Stop wearing the t shirt. Stop posting on social media about how “funny” it is. Your joint future with someone being up in the air isn’t funny. If you’re really unhappy you need to talk to him like a mature adult, not joke about it. Or get over it. Sorry but I cringed reading this post.
Post # 40

Member
191 posts
Blushing bee
neverbeenstungbee : Your response made me cringe so I guess we’re even. 🙂
Thanks for the feedback though.
Post # 41

Member
1698 posts
Bumble bee
gagal2016 : I think bees are concerned that you aren’t seeing the forest through the trees. Others don’t have to field awkward questions about when (or, to be honest, if) they are getting married because (1) they don’t draw attention to it and (2) they don’t wait 3-5 years for someone to propose.
Post # 42

Member
191 posts
Blushing bee
anonymousbee001 : Actually people just ask me when it’s happening at random. Hence, the reason for the post in the first place. I was 20 when we started dating so it wasn’t like we needed to marry in a year or two like some. But now it is natural people would ask about next steps and yes you do have to learn how to politely handle those questions.
Post # 43

Member
1698 posts
Bumble bee
gagal2016 : I doubt it is completely random and unrelated to your jokes/facebook posts. In my case, I would have probably just answered the truth, which was “when I want to”, but I’m not sure that would apply in your case.
Post # 44

Member
191 posts
Blushing bee
anonymousbee001 : Lol but it’s all been happening before the Facebook post? So it is unrelated. The post was to address the comments from people.
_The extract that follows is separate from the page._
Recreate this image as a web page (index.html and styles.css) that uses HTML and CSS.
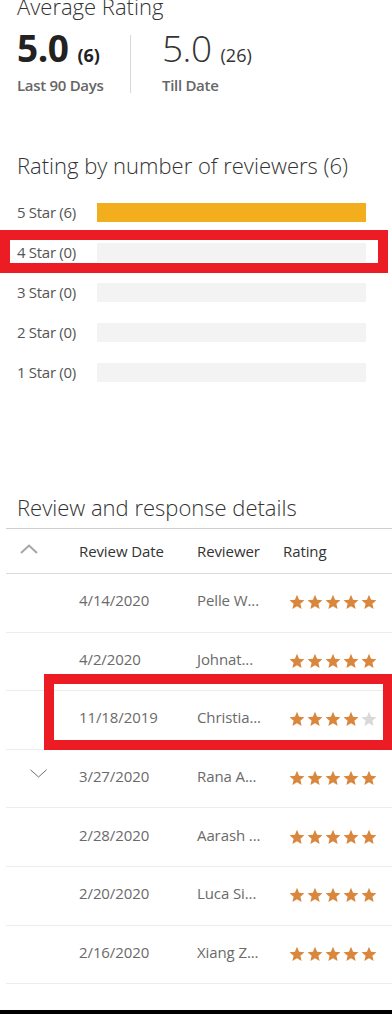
FILE: index.html
```html
<!DOCTYPE html>
<html lang="en">
<head>
<meta charset="utf-8">
<title>Ratings</title>
<link rel="stylesheet" href="styles.css">
</head>
<body>
<div class="page">
  <section class="avg">
    <h2 class="title title-top">Average Rating</h2>
    <div class="avg-row">
      <div class="avg-block avg-first">
        <div class="avg-value"><span class="big big-bold">5.0</span><span class="count count-bold">(6)</span></div>
        <div class="avg-label">Last 90 Days</div>
      </div>
      <div class="avg-divider"></div>
      <div class="avg-block avg-second">
        <div class="avg-value"><span class="big big-light">5.0</span><span class="count">(26)</span></div>
        <div class="avg-label">Till Date</div>
      </div>
    </div>
  </section>

  <section class="dist">
    <h2 class="title title-dist">Rating by number of reviewers (6)</h2>
    <ul class="bars">
      <li class="bar-row"><span class="bar-label">5 Star (6)</span><div class="bar-track"><div class="bar-fill" style="width:100%"></div></div></li>
      <li class="bar-row"><span class="bar-label">4 Star (0)</span><div class="bar-track"><div class="bar-fill" style="width:0%"></div></div></li>
      <li class="bar-row"><span class="bar-label">3 Star (0)</span><div class="bar-track"><div class="bar-fill" style="width:0%"></div></div></li>
      <li class="bar-row"><span class="bar-label">2 Star (0)</span><div class="bar-track"><div class="bar-fill" style="width:0%"></div></div></li>
      <li class="bar-row"><span class="bar-label">1 Star (0)</span><div class="bar-track"><div class="bar-fill" style="width:0%"></div></div></li>
    </ul>
  </section>

  <section class="details">
    <h2 class="title title-details">Review and response details</h2>
    <div class="table">
      <div class="trow thead">
        <div class="cell cell-icon"><svg class="chev-up" width="18" height="10" viewBox="0 0 18 10"><path d="M1 9 L9 1.5 L17 9" fill="none" stroke="#a6a6a6" stroke-width="2"/></svg></div>
        <div class="cell cell-date">Review Date</div>
        <div class="cell cell-name">Reviewer</div>
        <div class="cell cell-rating">Rating</div>
      </div>

      <div class="trow">
        <div class="cell cell-icon"></div>
        <div class="cell cell-date">4/14/2020</div>
        <div class="cell cell-name">Pelle W...</div>
        <div class="cell cell-rating"><span class="stars s5"></span></div>
      </div>
      <div class="trow">
        <div class="cell cell-icon"></div>
        <div class="cell cell-date">4/2/2020</div>
        <div class="cell cell-name">Johnat...</div>
        <div class="cell cell-rating"><span class="stars s5"></span></div>
      </div>
      <div class="trow">
        <div class="cell cell-icon"></div>
        <div class="cell cell-date">11/18/2019</div>
        <div class="cell cell-name">Christia...</div>
        <div class="cell cell-rating"><span class="stars s4"></span></div>
      </div>
      <div class="trow">
        <div class="cell cell-icon"><svg class="chev-down" width="17" height="9" viewBox="0 0 17 9"><path d="M0.5 0.8 L8.5 8 L16.5 0.8" fill="none" stroke="#6e6e6e" stroke-width="1"/></svg></div>
        <div class="cell cell-date">3/27/2020</div>
        <div class="cell cell-name">Rana A...</div>
        <div class="cell cell-rating"><span class="stars s5"></span></div>
      </div>
      <div class="trow">
        <div class="cell cell-icon"></div>
        <div class="cell cell-date">2/28/2020</div>
        <div class="cell cell-name">Aarash ...</div>
        <div class="cell cell-rating"><span class="stars s5"></span></div>
      </div>
      <div class="trow">
        <div class="cell cell-icon"></div>
        <div class="cell cell-date">2/20/2020</div>
        <div class="cell cell-name">Luca Si...</div>
        <div class="cell cell-rating"><span class="stars s5"></span></div>
      </div>
      <div class="trow">
        <div class="cell cell-icon"></div>
        <div class="cell cell-date">2/16/2020</div>
        <div class="cell cell-name">Xiang Z...</div>
        <div class="cell cell-rating"><span class="stars s5"></span></div>
      </div>
    </div>
  </section>

  <div class="bottom-bar"></div>

  <div class="highlight highlight-bar"></div>
  <div class="highlight highlight-row"></div>
</div>

<svg width="0" height="0" class="defs">
  <defs>
    <symbol id="star" viewBox="0 0 24 24">
      <path d="M12 1.2 L15.1 8.6 L23.2 9.3 L17.1 14.6 L18.9 22.6 L12 18.4 L5.1 22.6 L6.9 14.6 L0.8 9.3 L8.9 8.6 Z"/>
    </symbol>
  </defs>
</svg>
<script>
document.querySelectorAll('.stars').forEach(function (el) {
  var n = el.classList.contains('s4') ? 4 : 5;
  var html = '';
  for (var i = 0; i < 5; i++) {
    html += '<svg class="star ' + (i < n ? 'on' : 'off') + '" width="16" height="16"><use href="#star"/></svg>';
  }
  el.innerHTML = html;
});
</script>
</body>
</html>
```

FILE: styles.css
```css
* { box-sizing: border-box; }
html, body { margin: 0; padding: 0; background: #fff; }
body {
  font-family: "Open Sans", "Noto Sans", "DejaVu Sans", sans-serif;
  color: #333;
  overflow: hidden;
}
.page {
  position: relative;
  width: 392px;
  height: 1014px;
  display: flex;
  flex-direction: column;
  overflow: hidden;
}
.defs { position: absolute; }

.title {
  margin: 0;
  font-weight: 300;
  font-size: 22px;
  line-height: 28px;
  color: #333;
  padding-left: 17px;
  letter-spacing: 0;
}
.title-top { margin-top: -8px; font-size: 22px; }

.avg-row {
  display: flex;
  margin-top: 9px;
}
.avg-block { display: flex; flex-direction: column; }
.avg-first { width: 130px; padding-left: 17px; }
.avg-second { padding-left: 31px; }
.avg-divider {
  width: 1px;
  height: 58px;
  margin-top: 6px;
  background: #d6d6d6;
}
.avg-value {
  display: flex;
  align-items: baseline;
  height: 38px;
  line-height: 38px;
}
.big { font-size: 37px; letter-spacing: -0.5px; color: #222; }
.big-bold { font-weight: 700; }
.big-light { font-weight: 300; color: #333; }
.count { font-size: 18px; margin-left: 9px; color: #333; }
.count-bold { font-weight: 700; color: #222; }
.avg-label {
  margin-top: 8px;
  font-size: 15px;
  line-height: 20px;
  color: #666;
  font-weight: 600;
  letter-spacing: -0.3px;
}

.dist { margin-top: 56px; }
.bars {
  list-style: none;
  margin: 13px 0 0;
  padding: 0;
}
.bar-row {
  display: flex;
  align-items: center;
  height: 40px;
  padding-left: 17px;
}
.bar-label {
  width: 80px;
  font-size: 15px;
  color: #555;
  letter-spacing: -0.3px;
}
.bar-track {
  width: 269px;
  height: 19px;
  background: #f3f3f3;
}
.bar-fill {
  height: 100%;
  background: #f2ae1c;
}

.details { margin-top: 101px; }
.table {
  margin-top: 7px;
  margin-left: 6px;
  border-top: 1px solid #cfcfcf;
}
.trow {
  display: flex;
  align-items: center;
  height: 58.6px;
  padding-bottom: 5px;
  border-bottom: 1px solid #ececec;
  font-size: 15px;
  color: #6a6a6a;
  letter-spacing: -0.1px;
}
.thead {
  height: 45px;
  padding-bottom: 1px;
  border-bottom: 1px solid #dcdcdc;
  color: #333;
}
.cell { white-space: nowrap; }
.cell-icon { width: 73px; position: relative; height: 100%; display: flex; align-items: center; }
.cell-date { width: 118px; }
.cell-name { width: 86px; }
.cell-rating { flex: 1; }
.chev-up { margin-left: 14px; margin-top: -4px; }
.chev-down { margin-left: 24px; margin-top: -6px; }

.stars {
  display: flex;
  gap: 2px;
  margin-left: 6px;
  margin-top: 4px;
}
.star { display: block; }
.star.on { fill: #d8873c; }
.star.off { fill: #d9d9d9; }

.bottom-bar {
  margin-top: auto;
  height: 4px;
  background: #000;
}

.highlight {
  position: absolute;
  border: 10px solid #ec1c24;
  pointer-events: none;
}
.highlight-bar { left: 0; top: 230px; width: 388px; height: 43px; }
.highlight-row { left: 44px; top: 674px; width: 349px; height: 76px; }
```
But it really doesn’t matter idk why we’re arguing over it.
Post # 45

Member
1698 posts
Bumble bee
gagal2016 : Fair, but it probably isn’t unrelated to the fact that many couples who have dated for as long have already married. Other bees are likely concerned that you are focusing on the wrong issue. If your house is burning and you post about getting the smell of smoke out of clothes, you shouldn’t be surprised when people comment on the burning house.